# RECORDS

╔══

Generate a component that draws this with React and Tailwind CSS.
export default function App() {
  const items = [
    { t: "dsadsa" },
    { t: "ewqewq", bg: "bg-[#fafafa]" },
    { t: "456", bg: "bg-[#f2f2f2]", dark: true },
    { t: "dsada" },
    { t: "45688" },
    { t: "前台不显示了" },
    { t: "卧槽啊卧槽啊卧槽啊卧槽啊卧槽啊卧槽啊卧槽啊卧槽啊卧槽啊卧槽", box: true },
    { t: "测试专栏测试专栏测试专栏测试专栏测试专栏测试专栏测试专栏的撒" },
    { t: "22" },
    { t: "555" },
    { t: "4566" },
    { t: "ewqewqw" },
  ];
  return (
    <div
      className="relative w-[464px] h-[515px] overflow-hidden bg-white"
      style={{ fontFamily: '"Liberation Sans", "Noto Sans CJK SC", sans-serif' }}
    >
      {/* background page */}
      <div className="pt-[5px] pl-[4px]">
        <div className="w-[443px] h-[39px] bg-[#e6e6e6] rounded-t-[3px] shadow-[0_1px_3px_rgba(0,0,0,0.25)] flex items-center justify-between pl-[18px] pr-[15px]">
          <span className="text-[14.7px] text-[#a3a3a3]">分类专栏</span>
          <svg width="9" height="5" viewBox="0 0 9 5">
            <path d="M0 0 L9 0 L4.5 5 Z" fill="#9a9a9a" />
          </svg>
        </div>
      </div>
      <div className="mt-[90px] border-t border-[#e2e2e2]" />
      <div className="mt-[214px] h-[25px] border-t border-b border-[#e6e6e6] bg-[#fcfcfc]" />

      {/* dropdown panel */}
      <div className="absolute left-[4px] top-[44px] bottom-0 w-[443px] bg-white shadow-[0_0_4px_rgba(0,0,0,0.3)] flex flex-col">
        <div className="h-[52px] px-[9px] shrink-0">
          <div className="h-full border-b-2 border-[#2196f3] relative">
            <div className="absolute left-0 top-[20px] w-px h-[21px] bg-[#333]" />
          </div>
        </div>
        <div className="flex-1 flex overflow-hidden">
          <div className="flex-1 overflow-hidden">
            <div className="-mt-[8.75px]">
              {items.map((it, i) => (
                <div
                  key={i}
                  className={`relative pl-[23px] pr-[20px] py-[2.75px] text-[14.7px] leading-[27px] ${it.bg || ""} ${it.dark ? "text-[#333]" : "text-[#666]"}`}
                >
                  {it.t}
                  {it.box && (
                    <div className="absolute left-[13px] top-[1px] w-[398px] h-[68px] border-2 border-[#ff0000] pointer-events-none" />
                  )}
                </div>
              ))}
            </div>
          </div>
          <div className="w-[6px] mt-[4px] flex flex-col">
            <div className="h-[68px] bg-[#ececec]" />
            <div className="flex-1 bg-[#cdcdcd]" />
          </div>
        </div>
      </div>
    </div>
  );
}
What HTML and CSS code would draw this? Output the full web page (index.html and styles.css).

╚══
╔══

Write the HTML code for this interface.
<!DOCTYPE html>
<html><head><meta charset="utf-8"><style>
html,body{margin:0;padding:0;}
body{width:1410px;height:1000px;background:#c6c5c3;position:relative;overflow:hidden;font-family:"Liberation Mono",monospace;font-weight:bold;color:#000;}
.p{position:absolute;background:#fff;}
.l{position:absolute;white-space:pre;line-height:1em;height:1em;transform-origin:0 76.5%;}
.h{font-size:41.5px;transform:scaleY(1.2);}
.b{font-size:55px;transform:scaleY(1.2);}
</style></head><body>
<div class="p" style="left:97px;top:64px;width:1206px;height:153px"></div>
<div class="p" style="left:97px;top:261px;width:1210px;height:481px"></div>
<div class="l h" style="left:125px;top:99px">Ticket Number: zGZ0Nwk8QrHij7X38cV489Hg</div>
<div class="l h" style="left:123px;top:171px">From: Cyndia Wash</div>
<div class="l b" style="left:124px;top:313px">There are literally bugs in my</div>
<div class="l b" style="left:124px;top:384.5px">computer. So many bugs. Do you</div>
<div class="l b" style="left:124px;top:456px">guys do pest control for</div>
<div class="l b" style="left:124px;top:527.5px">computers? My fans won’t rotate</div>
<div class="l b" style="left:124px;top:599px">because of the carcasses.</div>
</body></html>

╚══

# OBJECTIVE
Repeat, exactly as they stand above, the lines from the line with "Write the HTML code for this interface." to the line with "</body></html>", both lines included.

# THE RESULT
Write the HTML code for this interface.
<!DOCTYPE html>
<html><head><meta charset="utf-8"><style>
html,body{margin:0;padding:0;}
body{width:1410px;height:1000px;background:#c6c5c3;position:relative;overflow:hidden;font-family:"Liberation Mono",monospace;font-weight:bold;color:#000;}
.p{position:absolute;background:#fff;}
.l{position:absolute;white-space:pre;line-height:1em;height:1em;transform-origin:0 76.5%;}
.h{font-size:41.5px;transform:scaleY(1.2);}
.b{font-size:55px;transform:scaleY(1.2);}
</style></head><body>
<div class="p" style="left:97px;top:64px;width:1206px;height:153px"></div>
<div class="p" style="left:97px;top:261px;width:1210px;height:481px"></div>
<div class="l h" style="left:125px;top:99px">Ticket Number: zGZ0Nwk8QrHij7X38cV489Hg</div>
<div class="l h" style="left:123px;top:171px">From: Cyndia Wash</div>
<div class="l b" style="left:124px;top:313px">There are literally bugs in my</div>
<div class="l b" style="left:124px;top:384.5px">computer. So many bugs. Do you</div>
<div class="l b" style="left:124px;top:456px">guys do pest control for</div>
<div class="l b" style="left:124px;top:527.5px">computers? My fans won’t rotate</div>
<div class="l b" style="left:124px;top:599px">because of the carcasses.</div>
</body></html>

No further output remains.